Join us as we share what we have learned on this journey to create a little family homestead. And by join us, I don’t mean just read along. I mean push up your sleeves, get your hands in the bread dough, the garden dirt, or even the chicken poop and embrace this wholesome, fulfillingly rich life right along side of us!
Contact
Tay can be reached at Tay{at}silverhomestead.com
We do not sell hatching eggs or chicks.
Could My Dreams Fit on a Micro-Homestead?
We are homesteading on a single acre in Magnolia, Texas. If land prices seem to be inflating out of reach faster than your income is increasing, let me assure you that many of your dreams CAN fit on an acreage homesite, even if you only have a single acre! My 80 square foot chicken coop and 1500 square feet of fenced garden space takes up only one side yard…not even 1/7th of an acre. I have neighbors who keep chickens, honey bees, and a dairy goat on their property.
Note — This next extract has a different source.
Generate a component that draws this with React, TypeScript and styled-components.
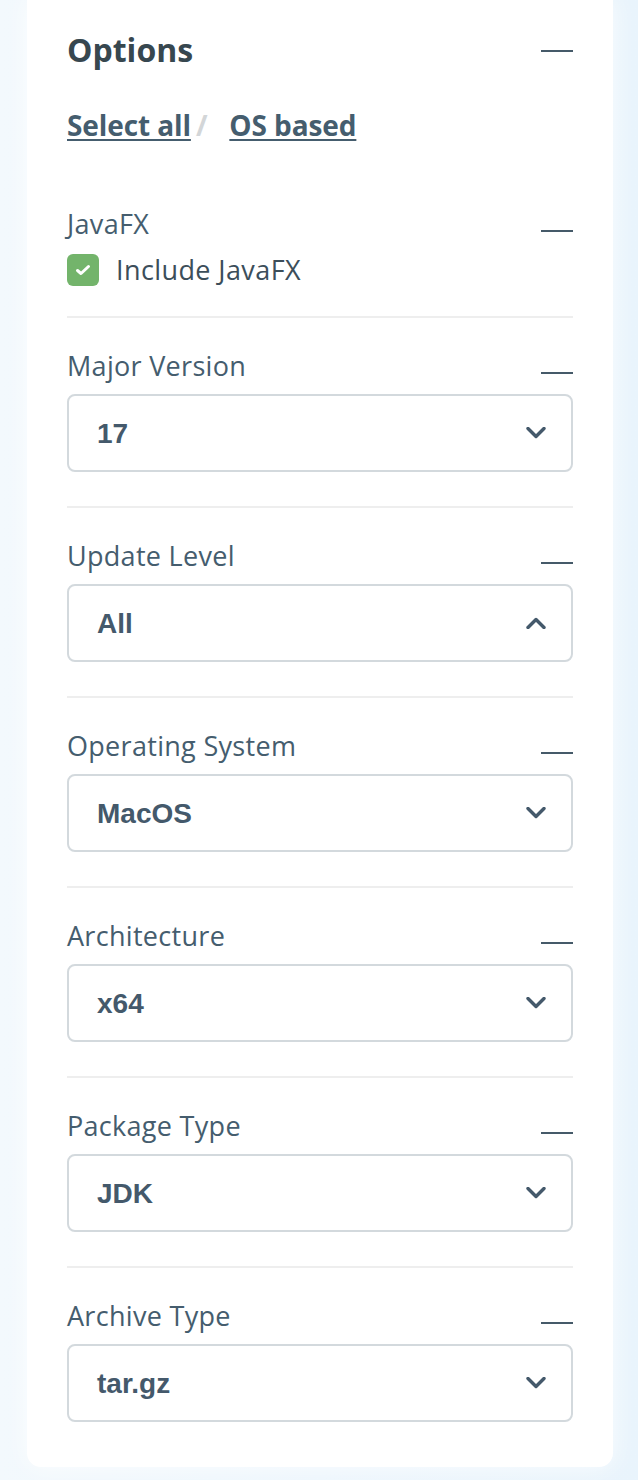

If you have grown discouraged, let me tell you about our experience moving to the country, our chicken coop build, our gardens and how incredible it has been for our family to experience.
About Our Content
The Silver Homestead is all about hands-on learning and sharing our experiences. It is intended for everyone, even if you’re still daydreaming of one day owning chickens! We have absolutely zero AI generated articles. Everything on our site is written from what we’ve experienced on our mini-homestead.